United States v. Smith
Headline: Court limits wartime tolling of fraud time limits, blocks prosecutions for crimes committed after WWII ended, leaving many 1947 post‑war government fraud charges time‑barred and dismissed.
Holding: The Court held that the wartime suspension of limitations does not apply to crimes committed after the President’s December 31, 1946 proclamation ending hostilities, so offenses in 1947 are not tolled and are time‑barred.
- Makes many 1947 post‑war fraud charges time‑barred.
- Limits government ability to prosecute post‑war frauds after Dec 31, 1946.
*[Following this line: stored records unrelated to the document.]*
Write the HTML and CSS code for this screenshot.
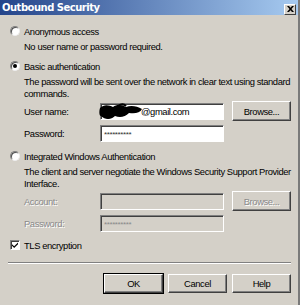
FILE: index.html
```html
<!DOCTYPE html>
<html lang="en">
<head>
    <meta charset="UTF-8">
    <title>Outbound Security</title>
    <link rel="stylesheet" href="styles.css">
</head>
<body>
<div class="window">
    <div class="titlebar">
        <span class="title">Outbound Security</span>
        <div class="closebtn">
            <svg width="7" height="6" viewBox="0 0 7 6"><path d="M0 0h2l1.5 1.7L5 0h2L4.5 3 7 6H5L3.5 4.3 2 6H0l2.5-3z" fill="#000"/></svg>
        </div>
    </div>
    <div class="content">
        <div class="option">
            <span class="radio"></span>
            <span>Anonymous access</span>
        </div>
        <p class="desc one">No user name or password required.</p>

        <div class="option second">
            <span class="radio checked"></span>
            <span>Basic authentication</span>
        </div>
        <p class="desc">The password will be sent over the network in clear text using standard commands.</p>
        <div class="field first">
            <label>User name:</label>
            <div class="input">
                <svg class="scribble" width="46" height="16" viewBox="0 0 46 16"><path d="M2 5c4-4 9-3 13-1 4-3 9-2 13 0 5-2 11-1 16 2-2 4-7 5-13 4-4 4-9 5-14 3-4 4-10 4-14 0-2 0-2-5-1-8z" fill="#000"/><path d="M5 12c3 3 7 3 10 1M20 3c3-2 6-2 8 0" stroke="#000" stroke-width="2" fill="none"/></svg>
                <span>@gmail.com</span>
            </div>
            <div class="btn">Browse...</div>
        </div>
        <div class="field">
            <label>Password:</label>
            <div class="input stars">**********</div>
        </div>

        <div class="option third">
            <span class="radio"></span>
            <span>Integrated Windows Authentication</span>
        </div>
        <p class="desc">The client and server negotiate the Windows Security Support Provider Interface.</p>
        <div class="field first disabled">
            <label>Account:</label>
            <div class="input"></div>
            <div class="btn">Browse...</div>
        </div>
        <div class="field disabled">
            <label>Password:</label>
            <div class="input stars">**********</div>
        </div>

        <div class="option tls">
            <span class="checkbox">
                <svg width="7" height="7" viewBox="0 0 7 7"><path d="M0 2.5l2.5 2.5L7 0.5v2L2.5 7 0 4.5z" fill="#000"/></svg>
            </span>
            <span>TLS encryption</span>
        </div>
    </div>
    <div class="separator"></div>
    <div class="buttons">
        <div class="btn default">OK</div>
        <div class="btn">Cancel</div>
        <div class="btn">Help</div>
    </div>
</div>
</body>
</html>
```
FILE: styles.css
```css
*{
    margin: 0px;
    padding: 0px;
    box-sizing: border-box;
}
body{
    font-family: "Liberation Sans", Arial, sans-serif;
    font-size: 9.4px;
    letter-spacing: -0.4px;
    color: #000;
    background-color: #d4d0c8;
}
.window{
    width: 300px;
    height: 305px;
    background-color: #d4d0c8;
    border-right: 2px solid #7a7a7a;
    display: flex;
    flex-direction: column;
}
.titlebar{
    height: 15px;
    display: flex;
    align-items: center;
    justify-content: space-between;
    padding: 0px 2px 0px 2px;
    background: linear-gradient(90deg, #24448a, #a6caf0);
}
.title{
    color: #fff;
    font-weight: bold;
    font-family: "DejaVu Sans", sans-serif;
    font-size: 10px;
    letter-spacing: -0.5px;
}
.closebtn{
    width: 12px;
    height: 11px;
    margin-top: 3px;
    background-color: #d4d0c8;
    border: 1px solid;
    border-color: #fff #404040 #404040 #fff;
    display: flex;
    align-items: center;
    justify-content: center;
}
.content{
    padding: 9px 0px 0px 10px;
    display: flex;
    flex-direction: column;
}
.option{
    display: flex;
    align-items: center;
    gap: 4px;
    height: 14px;
}
.option.second{
    margin-top: 6px;
}
.option.third{
    margin-top: 6px;
}
.radio{
    width: 10px;
    height: 10px;
    border-radius: 50%;
    background-color: #fff;
    border: 1px solid;
    border-color: #808080 #eee #eee #808080;
    box-shadow: inset 1px 1px 0px #505050;
    display: flex;
    align-items: center;
    justify-content: center;
}
.radio.checked::after{
    content: "";
    width: 4px;
    height: 4px;
    border-radius: 50%;
    background-color: #000;
}
.desc{
    margin: 3px 0px 0px 14px;
    width: 270px;
    line-height: 12px;
}
.field{
    display: flex;
    align-items: center;
    height: 20px;
    margin-left: 14px;
    margin-top: 2px;
}
.field.first{
    margin-top: 1px;
}
.field label{
    width: 76px;
}
.input{
    width: 124px;
    height: 17px;
    background-color: #fff;
    border: 1px solid;
    border-color: #808080 #fff #fff #808080;
    box-shadow: inset 1px 1px 0px #404040;
    padding-left: 3px;
    display: flex;
    align-items: center;
}
.input.stars{
    font-size: 8px;
    letter-spacing: -0.4px;
    padding-top: 3px;
    color: #333;
}
.input span{
    margin-left: -3px;
}
.scribble{
    margin-left: -6px;
}
.btn{
    width: 59px;
    height: 20px;
    margin-left: 8px;
    display: flex;
    align-items: center;
    justify-content: center;
    background-color: #d4d0c8;
    border: 1px solid;
    border-color: #fff #404040 #404040 #fff;
    box-shadow: inset -1px -1px 0px #808080;
}
.disabled{
    color: #8a8a8a;
}
.disabled label{
    text-shadow: 1px 1px 0px #fff;
}
.disabled .input{
    background-color: #d4d0c8;
}
.disabled .input.stars{
    color: #8a8a8a;
}
.disabled .btn{
    text-shadow: 1px 1px 0px #fff;
}
.tls{
    margin-top: 5px;
    gap: 4px;
}
.checkbox{
    width: 10px;
    height: 10px;
    background-color: #fff;
    border: 1px solid;
    border-color: #808080 #fff #fff #808080;
    box-shadow: inset 1px 1px 0px #404040;
    display: flex;
    align-items: center;
    justify-content: center;
}
.checkbox svg{
    width: 6px;
    height: 6px;
}
.separator{
    margin: 10px 7px 0px 8px;
    border-top: 1px solid #808080;
    border-bottom: 1px solid #fff;
}
.buttons{
    display: flex;
    justify-content: flex-end;
    padding: 10px 7px 0px 0px;
}
.buttons .btn{
    height: 19px;
    margin-left: 5px;
}
.buttons .default{
    outline: 1px solid #000;
}
```
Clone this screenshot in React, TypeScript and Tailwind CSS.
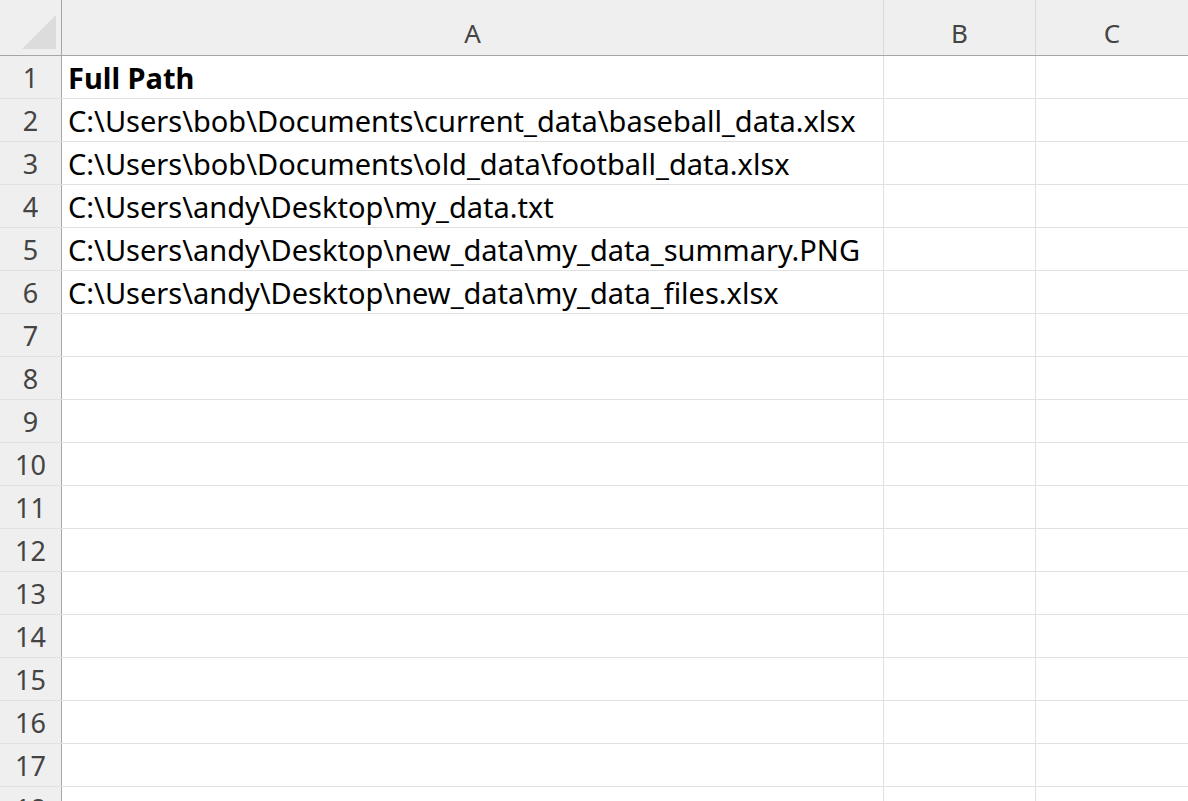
const rows: string[] = [
  "Full Path",
  "C:\\Users\\bob\\Documents\\current_data\\baseball_data.xlsx",
  "C:\\Users\\bob\\Documents\\old_data\\football_data.xlsx",
  "C:\\Users\\andy\\Desktop\\my_data.txt",
  "C:\\Users\\andy\\Desktop\\new_data\\my_data_summary.PNG",
  "C:\\Users\\andy\\Desktop\\new_data\\my_data_files.xlsx",
]

export default function App() {
  const nums = Array.from({ length: 18 }, (_, i) => i + 1)
  return (
    <div
      className="w-[1188px] h-[801px] overflow-hidden bg-white text-[#000]"
      style={{ fontFamily: "'Noto Sans', 'Open Sans', sans-serif" }}
    >
      <div className="flex h-[56px] bg-[#efefef] border-b border-[#a6a6a6]">
        <div className="w-[62px] shrink-0 border-r border-[#a6a6a6] flex items-end justify-end p-[6px] pr-[5px]">
          <div className="w-0 h-0 border-l-[34px] border-l-transparent border-b-[34px] border-b-[#dcdcdc]" />
        </div>
        <div className="w-[822px] shrink-0 border-r border-[#dadada] flex items-end justify-center pb-[2px] text-[26px] text-[#444]">A</div>
        <div className="w-[152px] shrink-0 border-r border-[#dadada] flex items-end justify-center pb-[2px] text-[26px] text-[#444]">B</div>
        <div className="w-[152px] shrink-0 flex items-end justify-center pb-[2px] text-[26px] text-[#444]">C</div>
      </div>
      {nums.map((n) => (
        <div key={n} className="flex h-[43px] border-b border-[#e1e1e1]">
          <div className="w-[62px] shrink-0 bg-[#efefef] border-r border-[#a6a6a6] flex items-center justify-center text-[27px] text-[#444] pt-[2px]">
            {n}
          </div>
          <div
            className={`w-[822px] shrink-0 border-r border-[#e1e1e1] flex items-center pl-[6px] pt-[2px] text-[29px] whitespace-nowrap overflow-visible ${n === 1 ? "font-bold" : ""}`}
          >
            {rows[n - 1] ?? ""}
          </div>
          <div className="w-[152px] shrink-0 border-r border-[#e1e1e1]" />
          <div className="w-[152px] shrink-0" />
        </div>
      ))}
    </div>
  )
}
- Clarifies that wartime tolling covers only offenses before war termination.
Summary
Background
A man was accused of forging the payee’s name on a government check dated June 30, 1947, and another person was accused of making a false statement in a 1947 Farmers Home Administration application. Both were indicted in 1950 for acts in 1947. Normally a three‑year time limit would bar such prosecutions, but the Government argued that the Wartime Suspension of Limitations Act paused that clock during the war and for three years after the President declared hostilities ended.
Reasoning
The central question was whether the wartime suspension applies to crimes committed after the President’s proclamation ending hostilities on December 31, 1946. The Court said no. It explained the law was meant to prevent war‑period offenses from being forgotten while officials were occupied with the war. Under the Court’s reading, the three‑year extension runs from the date hostilities were declared ended, so crimes committed after that date are not covered by the suspension and the ordinary three‑year limit applies.
Real world impact
Because the Court held the suspension does not cover post‑termination crimes, the 1947 offenses at issue are time‑barred and the indictments were properly dismissed. The decision narrows when the Government can rely on the wartime tolling rule and affects prosecutions for alleged post‑war frauds on the United States. The Court noted later statutory reenactments but did not alter this construction in these appeals.
Dissents or concurrances
A concurring Justice agreed with the judgment and emphasized when war activity actually ended; a dissent argued the suspension should have continued three years after the proclamation and would have allowed the prosecutions to go forward.